━━━ Exercise material

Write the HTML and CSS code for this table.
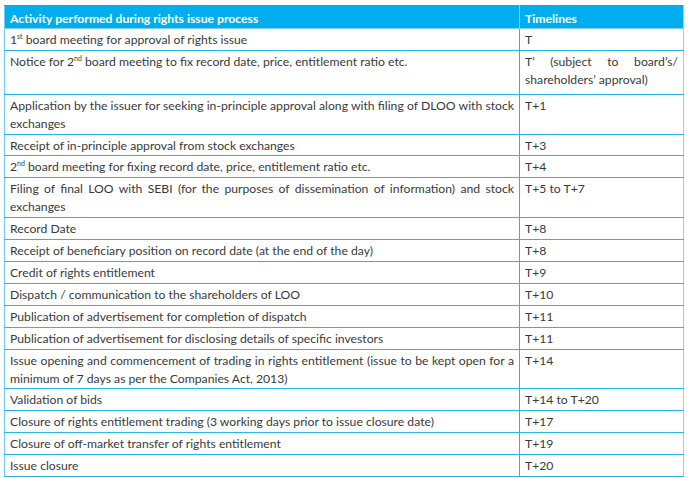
FILE: index.html
```html
<!DOCTYPE html>
<html>
<head>
<meta charset="utf-8">
<link rel="stylesheet" href="styles.css">
</head>
<body>
<table class="timeline">
  <thead>
    <tr><th class="act">Activity performed during rights issue process</th><th class="time">Timelines</th></tr>
  </thead>
  <tbody>
    <tr><td>1<sup>st</sup> board meeting for approval of rights issue</td><td>T</td></tr>
    <tr class="tall"><td>Notice for 2<sup>nd</sup> board meeting to fix record date, price, entitlement ratio etc.</td><td>T’ (subject to board’s/ shareholders’ approval)</td></tr>
    <tr><td class="fit">Application by the issuer for seeking in-principle approval along with filing of DLOO with stock <span class="norm">exchanges</span></td><td>T+1</td></tr>
    <tr><td>Receipt of in-principle approval from stock exchanges</td><td>T+3</td></tr>
    <tr><td>2<sup>nd</sup> board meeting for fixing record date, price, entitlement ratio etc.</td><td>T+4</td></tr>
    <tr><td class="fit">Filing of final LOO with SEBI (for the purposes of dissemination of information) and stock <span class="norm">exchanges</span></td><td>T+5 to T+7</td></tr>
    <tr><td>Record Date</td><td>T+8</td></tr>
    <tr><td>Receipt of beneficiary position on record date (at the end of the day)</td><td>T+8</td></tr>
    <tr><td>Credit of rights entitlement</td><td>T+9</td></tr>
    <tr><td>Dispatch / communication to the shareholders of LOO</td><td>T+10</td></tr>
    <tr><td>Publication of advertisement for completion of dispatch</td><td>T+11</td></tr>
    <tr><td>Publication of advertisement for disclosing details of specific investors</td><td>T+11</td></tr>
    <tr><td class="fit">Issue opening and commencement of trading in rights entitlement (issue to be kept open for a <span class="norm">minimum of 7 days as per the Companies Act, 2013)</span></td><td>T+14</td></tr>
    <tr><td>Validation of bids</td><td>T+14 to T+20</td></tr>
    <tr><td>Closure of rights entitlement trading (3 working days prior to issue closure date)</td><td>T+17</td></tr>
    <tr><td>Closure of off-market transfer of rights entitlement</td><td>T+19</td></tr>
    <tr><td>Issue closure</td><td>T+20</td></tr>
  </tbody>
</table>
</body>
</html>
```

FILE: styles.css
```css
html, body {
  margin: 0;
  padding: 0;
  background: #ffffff;
}
body {
  padding: 5px 5px 0 4px;
  font-family: "Lato", "Liberation Sans", sans-serif;
  font-size: 12.2px;
  color: #3a3a3a;
}
.timeline {
  border-collapse: collapse;
  width: 680px;
  table-layout: fixed;
}
.timeline th.act { width: 504px; }
.timeline th {
  background: #00aeef;
  color: #ffffff;
  font-weight: 700;
  text-align: left;
  padding: 4px 5px 0 5px;
  height: 18px;
  line-height: 18px;
  border: 1px solid #7fd0f3;
  border-top-color: #00aeef;
}
.timeline td {
  border: 1px solid #2ab4ec;
  padding: 2px 5px 1px 5px;
  line-height: 17.9px;
  vertical-align: top;
  text-align: justify;
}
.timeline td.fit {
  word-spacing: -1.5px;
}
.timeline td.fit .norm {
  word-spacing: normal;
}
.timeline tr.tall td {
  padding-bottom: 5px;
}
.timeline td:first-child,
.timeline th:first-child {
  border-left-color: #6fcbf2;
}
.timeline td:last-child,
.timeline th:last-child {
  border-right-color: #8ad6f5;
}
sup {
  font-size: 7px;
  line-height: 0;
  vertical-align: 5px;
}
```
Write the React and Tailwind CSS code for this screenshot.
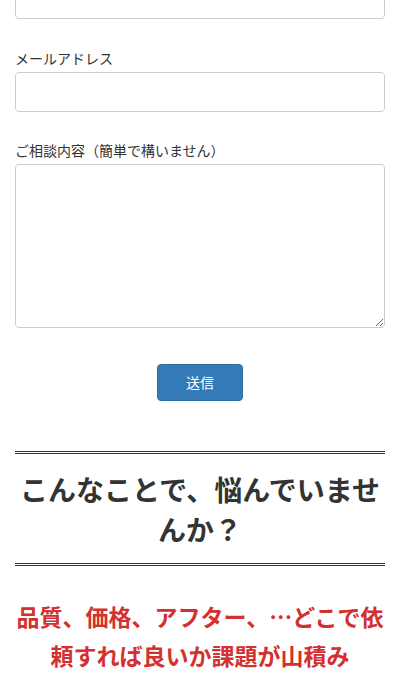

━━━━━━

• Prompt:
Only the count is wanted: report how many lines of the material above hold the word "code".

• Problem solution:
2